Write out the listing below in full and exactly, leaving out every picture.

- Material -
++++++++

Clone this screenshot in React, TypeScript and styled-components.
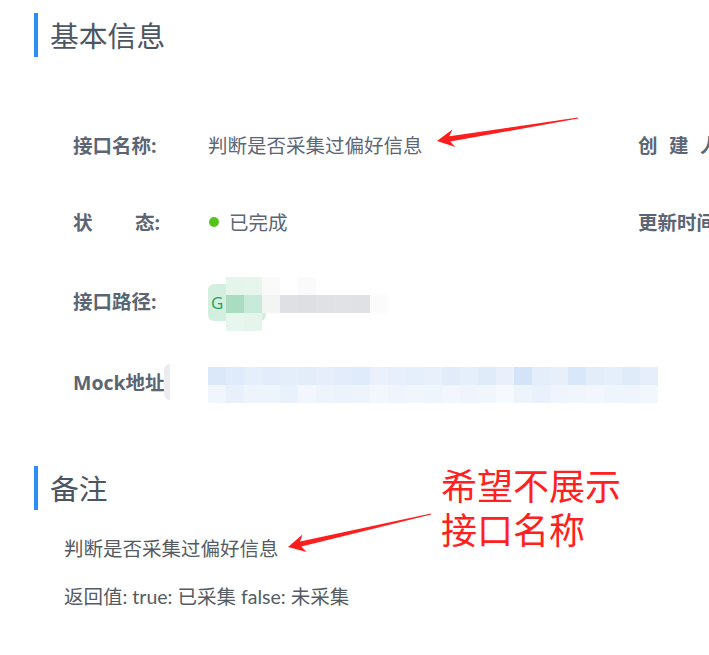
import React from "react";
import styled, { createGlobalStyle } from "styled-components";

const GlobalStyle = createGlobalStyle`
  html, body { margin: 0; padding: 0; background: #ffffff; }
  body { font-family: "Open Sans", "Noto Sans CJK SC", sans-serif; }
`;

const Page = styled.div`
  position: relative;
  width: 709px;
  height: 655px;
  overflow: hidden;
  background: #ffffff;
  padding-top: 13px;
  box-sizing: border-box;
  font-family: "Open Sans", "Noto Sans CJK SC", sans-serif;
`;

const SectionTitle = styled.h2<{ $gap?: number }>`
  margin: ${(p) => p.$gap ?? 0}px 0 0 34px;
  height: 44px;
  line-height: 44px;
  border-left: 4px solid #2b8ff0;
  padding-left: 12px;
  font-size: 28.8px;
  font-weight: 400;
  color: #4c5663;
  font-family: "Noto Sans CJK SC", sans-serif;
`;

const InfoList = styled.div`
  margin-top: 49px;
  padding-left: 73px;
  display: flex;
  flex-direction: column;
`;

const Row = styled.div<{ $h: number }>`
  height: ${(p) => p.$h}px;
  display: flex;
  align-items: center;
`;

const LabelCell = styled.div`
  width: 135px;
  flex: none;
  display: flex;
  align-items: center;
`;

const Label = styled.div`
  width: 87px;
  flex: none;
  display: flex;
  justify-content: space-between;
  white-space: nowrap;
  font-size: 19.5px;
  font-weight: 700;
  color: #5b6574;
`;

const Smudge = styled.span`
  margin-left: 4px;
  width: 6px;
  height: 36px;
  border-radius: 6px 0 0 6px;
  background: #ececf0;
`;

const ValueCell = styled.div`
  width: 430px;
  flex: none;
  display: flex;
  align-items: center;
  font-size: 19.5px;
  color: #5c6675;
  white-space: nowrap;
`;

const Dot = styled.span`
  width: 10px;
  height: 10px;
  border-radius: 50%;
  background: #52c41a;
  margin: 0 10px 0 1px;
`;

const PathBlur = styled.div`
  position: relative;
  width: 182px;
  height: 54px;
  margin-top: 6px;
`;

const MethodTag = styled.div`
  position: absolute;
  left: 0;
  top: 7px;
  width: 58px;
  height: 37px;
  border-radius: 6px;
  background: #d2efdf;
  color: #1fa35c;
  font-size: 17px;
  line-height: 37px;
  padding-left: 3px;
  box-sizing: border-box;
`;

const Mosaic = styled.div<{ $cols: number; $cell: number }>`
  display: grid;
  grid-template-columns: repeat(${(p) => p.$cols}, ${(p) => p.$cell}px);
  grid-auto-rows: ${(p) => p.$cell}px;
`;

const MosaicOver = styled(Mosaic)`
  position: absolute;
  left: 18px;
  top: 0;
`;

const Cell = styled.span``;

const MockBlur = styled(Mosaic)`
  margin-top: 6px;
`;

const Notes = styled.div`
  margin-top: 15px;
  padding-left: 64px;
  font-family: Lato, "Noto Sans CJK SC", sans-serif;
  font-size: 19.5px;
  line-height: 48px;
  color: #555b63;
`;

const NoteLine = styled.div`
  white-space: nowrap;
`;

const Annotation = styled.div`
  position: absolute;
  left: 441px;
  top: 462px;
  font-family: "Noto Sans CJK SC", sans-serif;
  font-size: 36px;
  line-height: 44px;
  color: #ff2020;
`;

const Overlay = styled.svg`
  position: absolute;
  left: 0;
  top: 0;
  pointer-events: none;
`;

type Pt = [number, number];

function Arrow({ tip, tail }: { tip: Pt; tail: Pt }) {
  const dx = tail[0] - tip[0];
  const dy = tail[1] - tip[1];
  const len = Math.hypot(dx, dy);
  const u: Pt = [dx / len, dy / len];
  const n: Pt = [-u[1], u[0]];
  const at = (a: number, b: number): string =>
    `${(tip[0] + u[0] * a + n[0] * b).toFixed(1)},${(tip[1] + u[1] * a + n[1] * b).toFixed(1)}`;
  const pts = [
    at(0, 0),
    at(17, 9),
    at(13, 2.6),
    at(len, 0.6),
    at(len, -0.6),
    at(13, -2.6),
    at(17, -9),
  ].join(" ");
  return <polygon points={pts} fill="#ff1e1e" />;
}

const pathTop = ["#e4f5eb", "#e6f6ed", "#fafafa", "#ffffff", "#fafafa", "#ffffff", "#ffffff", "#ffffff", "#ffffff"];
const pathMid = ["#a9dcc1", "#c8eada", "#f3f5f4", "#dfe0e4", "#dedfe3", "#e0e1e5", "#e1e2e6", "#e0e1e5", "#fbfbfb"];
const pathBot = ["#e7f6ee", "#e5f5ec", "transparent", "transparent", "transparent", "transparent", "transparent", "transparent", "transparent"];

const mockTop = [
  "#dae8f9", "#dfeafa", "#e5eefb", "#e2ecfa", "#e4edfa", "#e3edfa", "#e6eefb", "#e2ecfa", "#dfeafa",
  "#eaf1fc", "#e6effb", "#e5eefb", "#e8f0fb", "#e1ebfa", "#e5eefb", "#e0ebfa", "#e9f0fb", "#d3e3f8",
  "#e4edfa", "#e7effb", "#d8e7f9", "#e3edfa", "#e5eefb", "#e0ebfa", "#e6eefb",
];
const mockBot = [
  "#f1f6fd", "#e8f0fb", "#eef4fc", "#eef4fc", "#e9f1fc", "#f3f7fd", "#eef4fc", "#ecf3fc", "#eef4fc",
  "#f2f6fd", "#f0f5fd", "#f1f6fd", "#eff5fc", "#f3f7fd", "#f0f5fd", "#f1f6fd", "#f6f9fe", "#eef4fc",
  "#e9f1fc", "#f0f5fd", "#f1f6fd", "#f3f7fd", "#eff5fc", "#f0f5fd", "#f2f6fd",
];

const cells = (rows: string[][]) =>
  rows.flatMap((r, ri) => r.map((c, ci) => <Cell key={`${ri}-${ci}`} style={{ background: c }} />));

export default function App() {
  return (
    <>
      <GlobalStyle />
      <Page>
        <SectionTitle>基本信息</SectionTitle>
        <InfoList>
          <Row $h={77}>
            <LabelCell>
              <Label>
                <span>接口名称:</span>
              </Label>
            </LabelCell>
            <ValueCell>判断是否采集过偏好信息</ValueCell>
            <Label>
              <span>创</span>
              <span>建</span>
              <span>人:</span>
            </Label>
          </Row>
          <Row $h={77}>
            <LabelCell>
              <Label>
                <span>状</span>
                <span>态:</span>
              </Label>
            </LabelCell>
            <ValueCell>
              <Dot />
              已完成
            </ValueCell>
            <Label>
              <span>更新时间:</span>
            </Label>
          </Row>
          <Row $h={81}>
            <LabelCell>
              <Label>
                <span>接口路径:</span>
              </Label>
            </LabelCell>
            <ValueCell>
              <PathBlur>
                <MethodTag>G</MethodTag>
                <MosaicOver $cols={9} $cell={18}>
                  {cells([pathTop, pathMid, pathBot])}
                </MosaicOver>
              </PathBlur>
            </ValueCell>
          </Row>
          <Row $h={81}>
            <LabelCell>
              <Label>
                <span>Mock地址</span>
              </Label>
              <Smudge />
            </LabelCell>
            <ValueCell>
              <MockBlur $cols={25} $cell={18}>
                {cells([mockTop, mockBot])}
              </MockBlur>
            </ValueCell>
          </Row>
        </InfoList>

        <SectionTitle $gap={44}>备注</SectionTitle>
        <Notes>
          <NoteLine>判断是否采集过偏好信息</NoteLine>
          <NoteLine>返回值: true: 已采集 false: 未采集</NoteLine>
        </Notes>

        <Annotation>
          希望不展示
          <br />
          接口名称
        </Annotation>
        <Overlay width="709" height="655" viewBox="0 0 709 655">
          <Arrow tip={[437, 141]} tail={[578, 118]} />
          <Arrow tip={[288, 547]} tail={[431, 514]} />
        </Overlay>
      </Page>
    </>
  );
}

++++++++

- Answer -
Clone this screenshot in React, TypeScript and styled-components.
import React from "react";
import styled, { createGlobalStyle } from "styled-components";

const GlobalStyle = createGlobalStyle`
  html, body { margin: 0; padding: 0; background: #ffffff; }
  body { font-family: "Open Sans", "Noto Sans CJK SC", sans-serif; }
`;

const Page = styled.div`
  position: relative;
  width: 709px;
  height: 655px;
  overflow: hidden;
  background: #ffffff;
  padding-top: 13px;
  box-sizing: border-box;
  font-family: "Open Sans", "Noto Sans CJK SC", sans-serif;
`;

const SectionTitle = styled.h2<{ $gap?: number }>`
  margin: ${(p) => p.$gap ?? 0}px 0 0 34px;
  height: 44px;
  line-height: 44px;
  border-left: 4px solid #2b8ff0;
  padding-left: 12px;
  font-size: 28.8px;
  font-weight: 400;
  color: #4c5663;
  font-family: "Noto Sans CJK SC", sans-serif;
`;

const InfoList = styled.div`
  margin-top: 49px;
  padding-left: 73px;
  display: flex;
  flex-direction: column;
`;

const Row = styled.div<{ $h: number }>`
  height: ${(p) => p.$h}px;
  display: flex;
  align-items: center;
`;

const LabelCell = styled.div`
  width: 135px;
  flex: none;
  display: flex;
  align-items: center;
`;

const Label = styled.div`
  width: 87px;
  flex: none;
  display: flex;
  justify-content: space-between;
  white-space: nowrap;
  font-size: 19.5px;
  font-weight: 700;
  color: #5b6574;
`;

const Smudge = styled.span`
  margin-left: 4px;
  width: 6px;
  height: 36px;
  border-radius: 6px 0 0 6px;
  background: #ececf0;
`;

const ValueCell = styled.div`
  width: 430px;
  flex: none;
  display: flex;
  align-items: center;
  font-size: 19.5px;
  color: #5c6675;
  white-space: nowrap;
`;

const Dot = styled.span`
  width: 10px;
  height: 10px;
  border-radius: 50%;
  background: #52c41a;
  margin: 0 10px 0 1px;
`;

const PathBlur = styled.div`
  position: relative;
  width: 182px;
  height: 54px;
  margin-top: 6px;
`;

const MethodTag = styled.div`
  position: absolute;
  left: 0;
  top: 7px;
  width: 58px;
  height: 37px;
  border-radius: 6px;
  background: #d2efdf;
  color: #1fa35c;
  font-size: 17px;
  line-height: 37px;
  padding-left: 3px;
  box-sizing: border-box;
`;

const Mosaic = styled.div<{ $cols: number; $cell: number }>`
  display: grid;
  grid-template-columns: repeat(${(p) => p.$cols}, ${(p) => p.$cell}px);
  grid-auto-rows: ${(p) => p.$cell}px;
`;

const MosaicOver = styled(Mosaic)`
  position: absolute;
  left: 18px;
  top: 0;
`;

const Cell = styled.span``;

const MockBlur = styled(Mosaic)`
  margin-top: 6px;
`;

const Notes = styled.div`
  margin-top: 15px;
  padding-left: 64px;
  font-family: Lato, "Noto Sans CJK SC", sans-serif;
  font-size: 19.5px;
  line-height: 48px;
  color: #555b63;
`;

const NoteLine = styled.div`
  white-space: nowrap;
`;

const Annotation = styled.div`
  position: absolute;
  left: 441px;
  top: 462px;
  font-family: "Noto Sans CJK SC", sans-serif;
  font-size: 36px;
  line-height: 44px;
  color: #ff2020;
`;

const Overlay = styled.svg`
  position: absolute;
  left: 0;
  top: 0;
  pointer-events: none;
`;

type Pt = [number, number];

function Arrow({ tip, tail }: { tip: Pt; tail: Pt }) {
  const dx = tail[0] - tip[0];
  const dy = tail[1] - tip[1];
  const len = Math.hypot(dx, dy);
  const u: Pt = [dx / len, dy / len];
  const n: Pt = [-u[1], u[0]];
  const at = (a: number, b: number): string =>
    `${(tip[0] + u[0] * a + n[0] * b).toFixed(1)},${(tip[1] + u[1] * a + n[1] * b).toFixed(1)}`;
  const pts = [
    at(0, 0),
    at(17, 9),
    at(13, 2.6),
    at(len, 0.6),
    at(len, -0.6),
    at(13, -2.6),
    at(17, -9),
  ].join(" ");
  return <polygon points={pts} fill="#ff1e1e" />;
}

const pathTop = ["#e4f5eb", "#e6f6ed", "#fafafa", "#ffffff", "#fafafa", "#ffffff", "#ffffff", "#ffffff", "#ffffff"];
const pathMid = ["#a9dcc1", "#c8eada", "#f3f5f4", "#dfe0e4", "#dedfe3", "#e0e1e5", "#e1e2e6", "#e0e1e5", "#fbfbfb"];
const pathBot = ["#e7f6ee", "#e5f5ec", "transparent", "transparent", "transparent", "transparent", "transparent", "transparent", "transparent"];

const mockTop = [
  "#dae8f9", "#dfeafa", "#e5eefb", "#e2ecfa", "#e4edfa", "#e3edfa", "#e6eefb", "#e2ecfa", "#dfeafa",
  "#eaf1fc", "#e6effb", "#e5eefb", "#e8f0fb", "#e1ebfa", "#e5eefb", "#e0ebfa", "#e9f0fb", "#d3e3f8",
  "#e4edfa", "#e7effb", "#d8e7f9", "#e3edfa", "#e5eefb", "#e0ebfa", "#e6eefb",
];
const mockBot = [
  "#f1f6fd", "#e8f0fb", "#eef4fc", "#eef4fc", "#e9f1fc", "#f3f7fd", "#eef4fc", "#ecf3fc", "#eef4fc",
  "#f2f6fd", "#f0f5fd", "#f1f6fd", "#eff5fc", "#f3f7fd", "#f0f5fd", "#f1f6fd", "#f6f9fe", "#eef4fc",
  "#e9f1fc", "#f0f5fd", "#f1f6fd", "#f3f7fd", "#eff5fc", "#f0f5fd", "#f2f6fd",
];

const cells = (rows: string[][]) =>
  rows.flatMap((r, ri) => r.map((c, ci) => <Cell key={`${ri}-${ci}`} style={{ background: c }} />));

export default function App() {
  return (
    <>
      <GlobalStyle />
      <Page>
        <SectionTitle>基本信息</SectionTitle>
        <InfoList>
          <Row $h={77}>
            <LabelCell>
              <Label>
                <span>接口名称:</span>
              </Label>
            </LabelCell>
            <ValueCell>判断是否采集过偏好信息</ValueCell>
            <Label>
              <span>创</span>
              <span>建</span>
              <span>人:</span>
            </Label>
          </Row>
          <Row $h={77}>
            <LabelCell>
              <Label>
                <span>状</span>
                <span>态:</span>
              </Label>
            </LabelCell>
            <ValueCell>
              <Dot />
              已完成
            </ValueCell>
            <Label>
              <span>更新时间:</span>
            </Label>
          </Row>
          <Row $h={81}>
            <LabelCell>
              <Label>
                <span>接口路径:</span>
              </Label>
            </LabelCell>
            <ValueCell>
              <PathBlur>
                <MethodTag>G</MethodTag>
                <MosaicOver $cols={9} $cell={18}>
                  {cells([pathTop, pathMid, pathBot])}
                </MosaicOver>
              </PathBlur>
            </ValueCell>
          </Row>
          <Row $h={81}>
            <LabelCell>
              <Label>
                <span>Mock地址</span>
              </Label>
              <Smudge />
            </LabelCell>
            <ValueCell>
              <MockBlur $cols={25} $cell={18}>
                {cells([mockTop, mockBot])}
              </MockBlur>
            </ValueCell>
          </Row>
        </InfoList>

        <SectionTitle $gap={44}>备注</SectionTitle>
        <Notes>
          <NoteLine>判断是否采集过偏好信息</NoteLine>
          <NoteLine>返回值: true: 已采集 false: 未采集</NoteLine>
        </Notes>

        <Annotation>
          希望不展示
          <br />
          接口名称
        </Annotation>
        <Overlay width="709" height="655" viewBox="0 0 709 655">
          <Arrow tip={[437, 141]} tail={[578, 118]} />
          <Arrow tip={[288, 547]} tail={[431, 514]} />
        </Overlay>
      </Page>
    </>
  );
}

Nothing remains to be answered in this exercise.